A government press release offered reassurance that all would be well regardless; more pie in the sky. With much regret it is generally anticipated (for such has long been the custom) that the government will soon succumb to union pressure. Conceivably, the dissident CSA membership fully expects Kenny Anthony to do as his immediate predecessor was forced to do in 2008. It’s the way things work here. And as always it is the innocent citizen who will pay via his jugular, by hook or by crook. The question is: If this experienced prime minister believed (conveniently or otherwise) all along he had no other choice but to plunge the nation deeper into debt in the narrow interests of the CSA, why did he have to make things even worse by prolonging this helpless nation’s agony? Pretending to hang tough may have its good points but in this case I very much doubt it.

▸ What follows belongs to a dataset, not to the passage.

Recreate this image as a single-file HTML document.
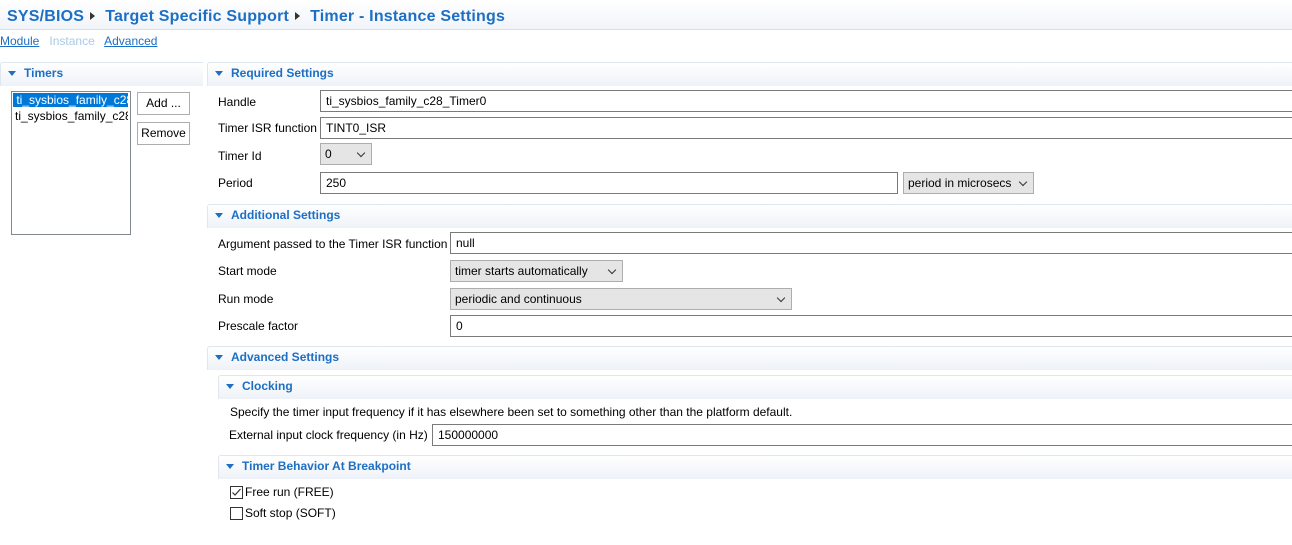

Then again some might say, as did Compton in his own time and in similar circumstances, we simply do not have the money. To which the dissident public servant will doubtless say: “Kenny didn’t have the money, but he found it for his consultants and the rest of his chosen entourage, not to say STEP, LEAP, SMILE, NICE and UGLY! Why did it never occur to the government to trust the people’s judgment and solicit public support in this latest killer issue?
The prime minister had to have had some idea of the coming shit storm. Why did he not do this time around as he had done in the time of King? Why did he not take to the streets to explain to the hurting country what lay ahead—and its consequent pitfalls? Was the prime minister too afraid that along the way he might’ve encountered his own ghost? Yes indeed, the bloody instructions we teach more often than not return to plague the inventor!